I spent a fair amount of time every day walking the aisles and listening to one-sided bits and pieces of ongoing conversations my employees were having with pleased, pissed off, and – to a frightening large extent – utterly disinterested customers. As you might imagine, this was a fairly primitive way to monitor the discussions and, in the decades since then, new technologies and tools have emerged to make the task much easier and valuable to all concerned as well. But, to be honest, management by walking around will never work in the WFH world of today.

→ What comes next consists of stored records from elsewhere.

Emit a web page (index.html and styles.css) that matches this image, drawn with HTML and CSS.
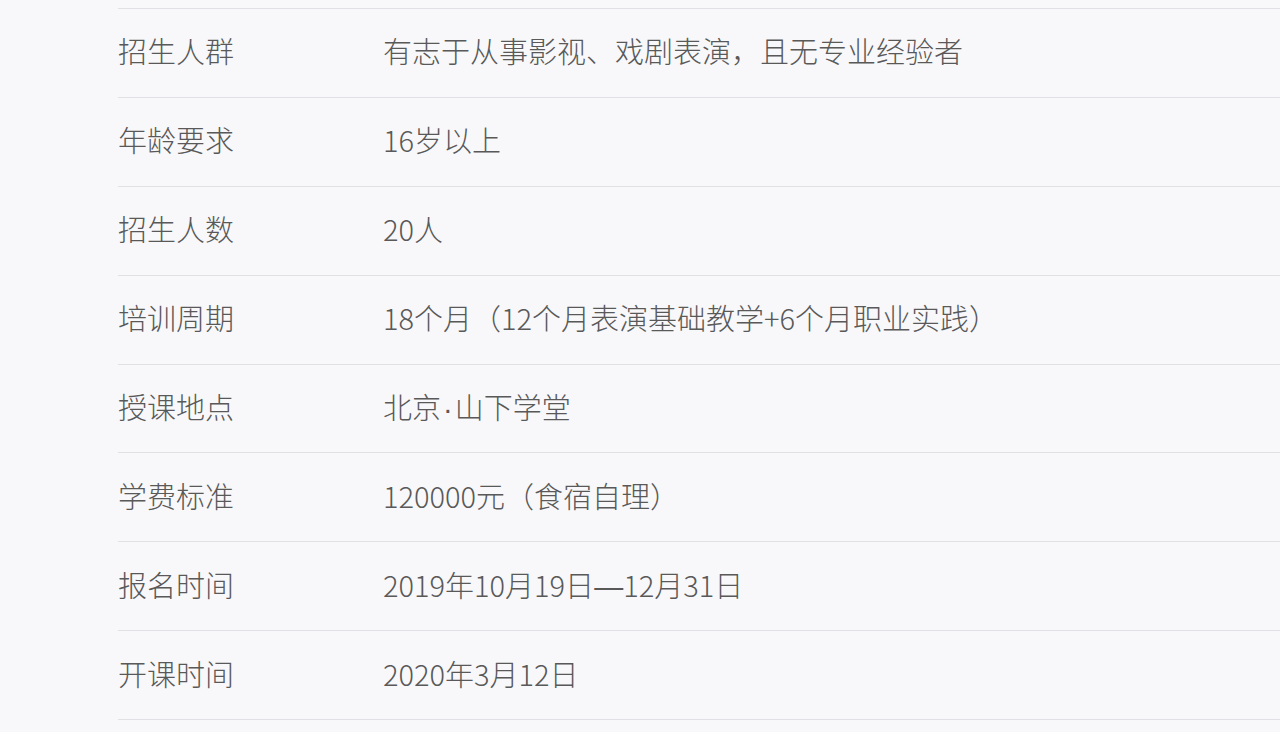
FILE: index.html
```html
<!DOCTYPE html>
<html lang="zh-CN">
<head>
<meta charset="utf-8">
<title>招生信息</title>
<link rel="stylesheet" href="styles.css">
</head>
<body>
<div class="info">
  <div class="row"><div class="label">招生人群</div><div class="value">有志于从事影视、戏剧表演，且无专业经验者</div></div>
  <div class="row"><div class="label">年龄要求</div><div class="value">16岁以上</div></div>
  <div class="row"><div class="label">招生人数</div><div class="value">20人</div></div>
  <div class="row"><div class="label">培训周期</div><div class="value">18个月（12个月表演基础教学+6个月职业实践）</div></div>
  <div class="row"><div class="label">授课地点</div><div class="value">北京<span class="dot">·</span>山下学堂</div></div>
  <div class="row"><div class="label">学费标准</div><div class="value">120000元（食宿自理）</div></div>
  <div class="row"><div class="label">报名时间</div><div class="value">2019年10月19日<span class="dash">—</span>12月31日</div></div>
  <div class="row"><div class="label">开课时间</div><div class="value">2020年3月12日</div></div>
</div>
</body>
</html>
```
FILE: styles.css
```css
html, body {
  margin: 0;
  padding: 0;
  background: #f8f8fa;
}
body {
  font-family: "Noto Sans CJK SC", "Noto Sans", sans-serif;
  color: #595959;
  height: 732px;
  overflow: hidden;
}
.info {
  padding: 8px 0 0 118px;
}
.row {
  display: flex;
  align-items: center;
  box-sizing: border-box;
  height: 88.9px;
  padding-bottom: 5px;
  border-top: 1px solid #e1e1e5;
  font-size: 29px;
  font-weight: 300;
}
.row:last-child {
  border-bottom: 1px solid #e1e1e5;
  height: 89.9px;
}
.label {
  width: 265px;
  flex: none;
}
.value {
  flex: 1;
  white-space: nowrap;
}
.dot {
  font-family: "Liberation Sans", sans-serif;
  padding: 0 2px;
}
.dash {
  font-family: "Liberation Sans", sans-serif;
}
```
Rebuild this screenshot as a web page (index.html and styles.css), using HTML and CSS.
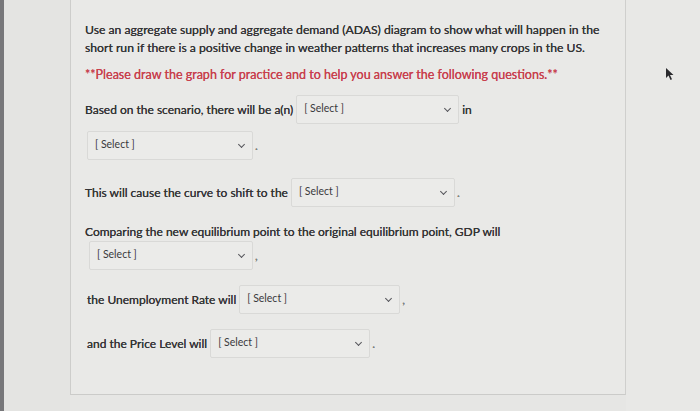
FILE: index.html
```html
<!DOCTYPE html>
<html>
<head>
<meta charset="utf-8">
<link rel="stylesheet" href="styles.css">
</head>
<body>
<div class="screen">
  <div class="edge"></div>
  <div class="gutter"></div>
  <div class="panel">
    <p class="q">Use an aggregate supply and aggregate demand (ADAS) diagram to show what will happen in the short run if there is a positive change in weather patterns that increases many crops in the US.</p>
    <p class="note">**Please draw the graph for practice and to help you answer the following questions.**</p>

    <div class="row r1">
      <span>Based on the scenario, there will be a(n)</span>
      <span class="sel w163"><span class="lbl">[ Select ]</span><span class="chev"></span></span>
      <span>in</span>
    </div>
    <div class="row r2 indent">
      <span class="sel w166"><span class="lbl">[ Select ]</span><span class="chev"></span></span>
      <span class="punct">.</span>
    </div>
    <div class="row r3">
      <span>This will cause the curve to shift to the</span>
      <span class="sel w164"><span class="lbl">[ Select ]</span><span class="chev"></span></span>
      <span class="punct">.</span>
    </div>
    <p class="line r4">Comparing the new equilibrium point to the original equilibrium point, GDP will</p>
    <div class="row indent2">
      <span class="sel w164"><span class="lbl">[ Select ]</span><span class="chev"></span></span>
      <span class="punct">,</span>
    </div>
    <div class="row r5 indent">
      <span>the Unemployment Rate will</span>
      <span class="sel w161"><span class="lbl">[ Select ]</span><span class="chev"></span></span>
      <span class="punct">,</span>
    </div>
    <div class="row r6 indent">
      <span>and the Price Level will</span>
      <span class="sel w160"><span class="lbl">[ Select ]</span><span class="chev"></span></span>
      <span class="punct">.</span>
    </div>
  </div>
  <div class="side"></div>
  <svg class="cursor" width="10" height="14" viewBox="0 0 10 14"><path d="M1 1 L1 11 L3.5 8.5 L5.5 13 L7 12.3 L5 8 L8.5 8 Z" fill="#2a2a2e"/></svg>
</div>
</body>
</html>
```
FILE: styles.css
```css
html, body {
  margin: 0;
  padding: 0;
  background: #e6e6e4;
}
.screen {
  position: relative;
  width: 700px;
  height: 411px;
  display: flex;
  align-items: flex-start;
  overflow: hidden;
  font-family: Lato, "Open Sans", sans-serif;
  color: #343436;
}
.edge {
  width: 4px;
  height: 411px;
  background: #77777a;
}
.gutter {
  width: 66px;
  height: 411px;
  background: #e4e4e2;
}
.panel {
  width: 540px;
  padding: 21px 0 36px 14px;
  background: #e9e9e7;
  border-left: 1px solid #cdcdcb;
  border-right: 1px solid #cfcfcd;
  border-bottom: 1px solid #cbcbc9;
}
.side {
  flex: 1;
  height: 411px;
  background: #e8e8e6;
}
p { margin: 0; }
.q {
  font-size: 12.2px;
  line-height: 18px;
  width: 522px;
  text-shadow: 0 0 0.4px #343436;
}
.note {
  margin-top: 9px;
  font-size: 12.5px;
  line-height: 18px;
  color: #c8404e;
  text-shadow: 0 0 0.4px #c8404e;
}
.row {
  display: flex;
  align-items: center;
  gap: 3px;
  font-size: 12px;
  text-shadow: 0 0 0.3px #343436;
}
.line {
  font-size: 12px;
  line-height: 18px;
  text-shadow: 0 0 0.3px #343436;
}
.indent { padding-left: 2px; }
.indent2 { padding-left: 4px; }
.r1 { margin-top: 11px; }
.r2 { margin-top: 7px; }
.r3 { margin-top: 18px; }
.r4 { margin-top: 16px; }
.r5 { margin-top: 15px; }
.r6 { margin-top: 15px; }
.sel {
  box-sizing: border-box;
  height: 29px;
  display: flex;
  align-items: center;
  justify-content: space-between;
  padding: 0 8px 0 7px;
  background: #ebebe9;
  border: 1px solid #d9d9d7;
  border-radius: 2px;
  text-shadow: none;
}
.w160 { width: 160px; }
.w161 { width: 161px; }
.w163 { width: 163px; }
.w164 { width: 164px; }
.w166 { width: 166px; }
.lbl {
  font-size: 10.5px;
  color: #3a3a3c;
  margin-top: -4px;
}
.chev {
  width: 4px;
  height: 4px;
  border-right: 1.3px solid #55555a;
  border-bottom: 1.3px solid #55555a;
  transform: rotate(45deg);
  margin-top: -2px;
}
.punct { color: #8a8a8a; margin-left: -1px; }
.cursor {
  position: absolute;
  left: 665px;
  top: 67px;
}
```
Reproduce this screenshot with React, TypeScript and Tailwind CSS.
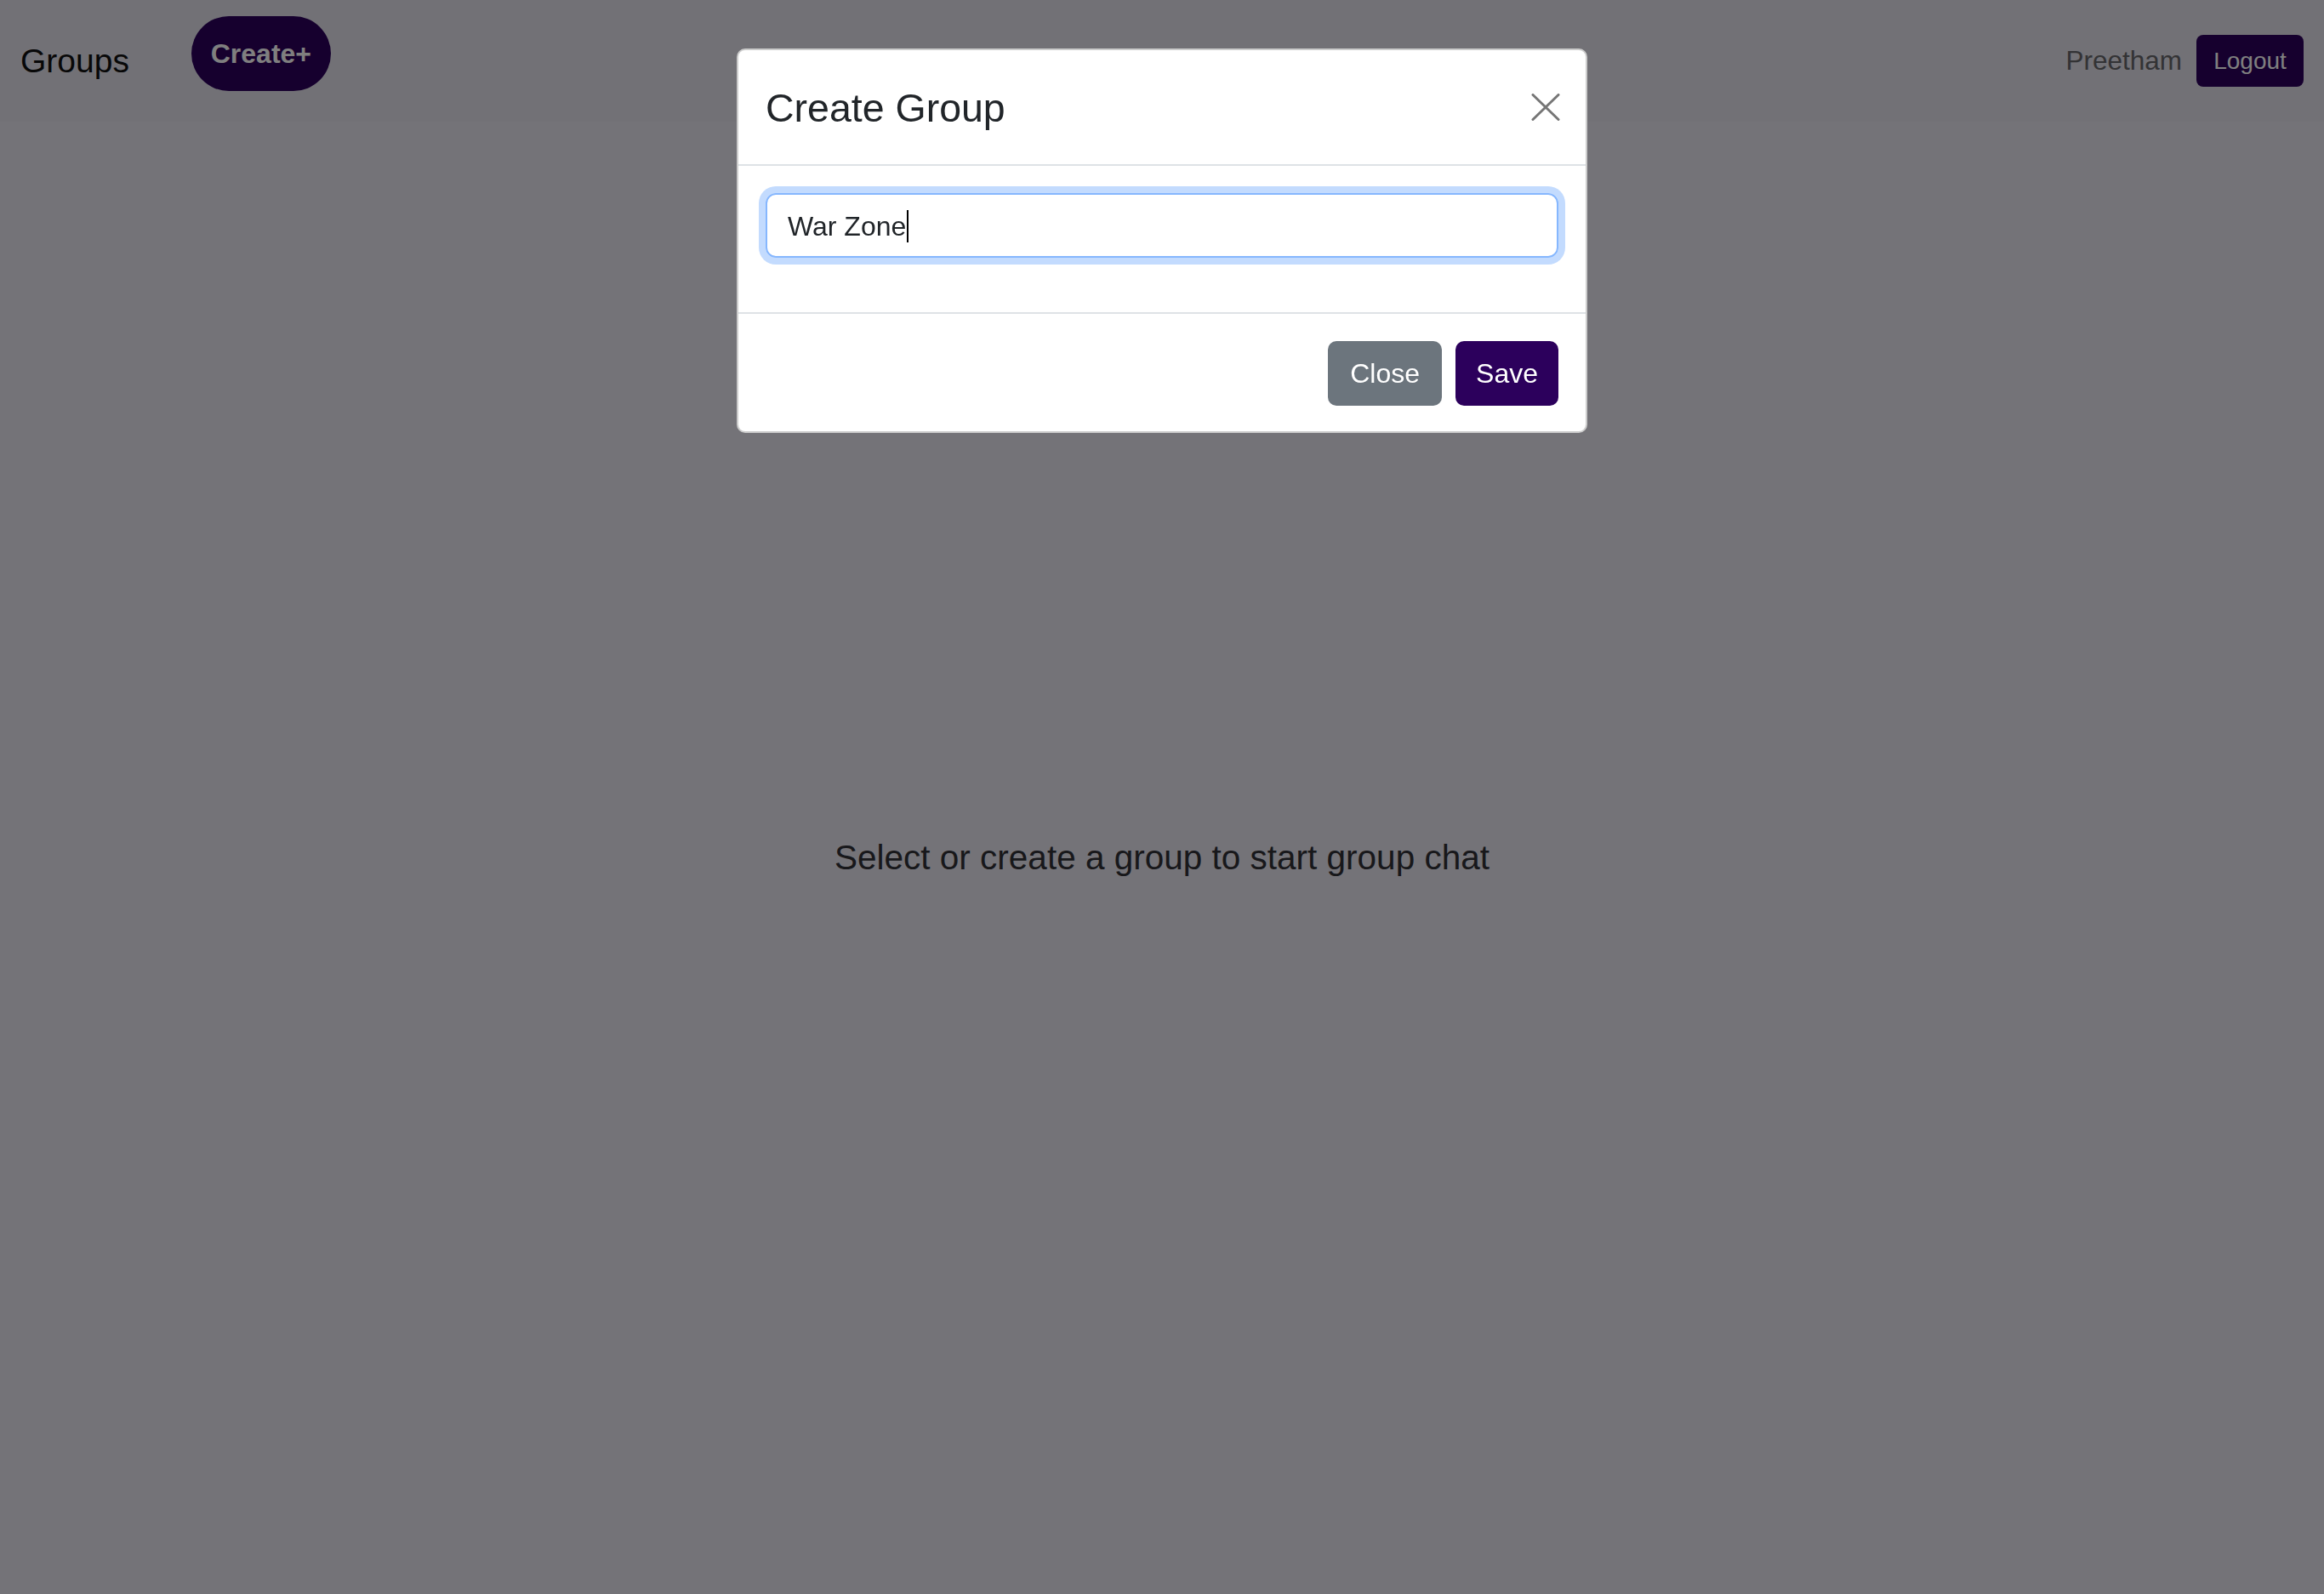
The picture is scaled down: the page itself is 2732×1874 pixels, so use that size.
// Page behind the modal backdrop
function TopBar() {
    return (
        <header className="flex h-[143px] items-center justify-between bg-[#e4e2ec] px-[24px]">
            <div className="flex items-center">
                <span className="text-[39px] leading-none text-[#111]">Groups</span>
                <button className="mb-[17px] ml-[73px] flex h-[88px] w-[164px] items-center justify-center rounded-full bg-[#2c005c] text-[32px] font-bold text-white">
                    Create+
                </button>
            </div>
            <div className="flex items-center gap-[17px]">
                <span className="text-[31.5px] text-[#67666a]">Preetham</span>
                <button className="flex h-[61px] w-[126px] items-center justify-center rounded-[8px] bg-[#2c005c] text-[28px] text-white">
                    Logout
                </button>
            </div>
        </header>
    );
}

function CreateGroupModal() {
    return (
        <div className="fixed inset-0 bg-black/50">
            <div className="mx-auto mt-[57px] w-[1000px] rounded-[10px] border-2 border-black/20 bg-white">
                {/* Header */}
                <div className="flex h-[136px] items-center justify-between border-b-2 border-[#dee2e6] pl-[32px] pr-[30px]">
                    <h5 className="mt-[3px] text-[46.5px] leading-none text-[#212529]">Create Group</h5>
                    <svg className="h-[32px] w-[34px]" viewBox="0 0 34 32" fill="none" stroke="#767676" strokeWidth="3" strokeLinecap="round">
                        <path d="M2 1.5L32 30.5M32 1.5L2 30.5" />
                    </svg>
                </div>
                {/* Body */}
                <div className="px-[32px] pb-[64px] pt-[32px]">
                    <div className="flex h-[76px] items-center rounded-[12px] border-2 border-[#86b7fe] px-[24px] pt-[2px] shadow-[0_0_0_8px_#c3dbfe]">
                        <span className="text-[32px] text-[#212529]">War Zone</span>
                        <span className="ml-[1px] h-[38px] w-[2px] bg-black" />
                    </div>
                </div>
                {/* Footer */}
                <div className="flex justify-end gap-[16px] border-t-2 border-[#dee2e6] px-[32px] pb-[30px] pt-[32px]">
                    <button className="flex h-[76px] items-center rounded-[10px] bg-[#6c757d] px-[26px] text-[32px] text-white">Close</button>
                    <button className="flex h-[76px] items-center rounded-[10px] bg-[#2c005c] px-[24px] text-[32px] text-white">Save</button>
                </div>
            </div>
        </div>
    );
}

export default function App() {
    return (
        <div className="relative flex min-h-screen flex-col bg-[#e8e6f0] font-['Liberation_Sans',Arial,sans-serif]">
            <TopBar />
            <main className="flex flex-1 items-center justify-center">
                <h5 className="text-[40.5px] text-[#313036]">Select or create a group to start group chat</h5>
            </main>
            <CreateGroupModal />
        </div>
    );
}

There are a couple of important lessons that we did learn that I think have immense value in the new post-pandemic work world, where so much happens in an environment that seems equally remote and closed off. Whether it’s a matter of phone contact, etiquette and attitude, or Zoom/Teams behaviors and protocols, so many of the same attributes and work conditions we dealt with are extremely relevant now given the persistence of WFH along with millions of gig employees working anywhere and everywhere.

Posture Matters

One of the most obvious and correctable actions we dealt with in the call centers was posture. That might seem strange in a room full of seated folks. But the fact is that if someone was slouching, hanging off their chair, staring around the room, or otherwise checked out, we knew for sure that they weren’t connecting effectively with the person on the other end of the line. You see this same issue in teleconferences all the time– where team members aren’t leaning in and focused, but instead are half asleep, snacking, texting, or simply not paying attention. It matters and it’s worth calling out if you’re running the session. Sit up straight, lean in, and smile.

Appearance Matters

I realize that the pandemic demonstrated to the world that you could party, pray or participate in virtually any remote activity in your pajamas. And as certain notable columnists and commentators learned – much to their embarrassment and chagrin – you could do a host of other questionable things as well. But it’s very clear that, if you care about your business and you want to send the right message, what you wear shows everyone just how much you care. This is just as true for an underdressed slob who’s driving an Uber, someone handling your groceries that you wouldn’t want near anything perishable, or any delivery moron who’s vaping on your front porch while waiting for you to answer the door. Paying attention to your appearance and how you are seen by others is part of being a professional.  Unfortunately, that’s a message that’s been lost on millions of inbound employees.

Time and Details Matter

The pros know a simple fact – the way you conduct any part of your life and business automatically bleeds into and informs the entire rest of your activities. If you’re an “on time” person who respects other people’s time, those people will respond in kind and appreciate your concern and courtesy. If you’re a slug who shows up late or whenever it suits your schedule, you’ll soon be looking for work elsewhere. If you’re a person who sweats the small stuff, pays attention to the details, prepares for calls and meetings, people quickly get that message as well. It’s important, it’s contagious, and it’s what all great leaders do. You want to be the one who’s everyone’s first choice for tasks, responsibilities, assistance and promotions – not the last resort.

Bottom line: all of these behaviors and attributes point in the same direction to a particular conclusion: that you are present, that you care about the work you do, and that you take pride in how and why you do that work. It’s not going to be easy to remotely build and maintain company cultures, but it starts in every case by paying attention to the small personal details that matter most in the long run.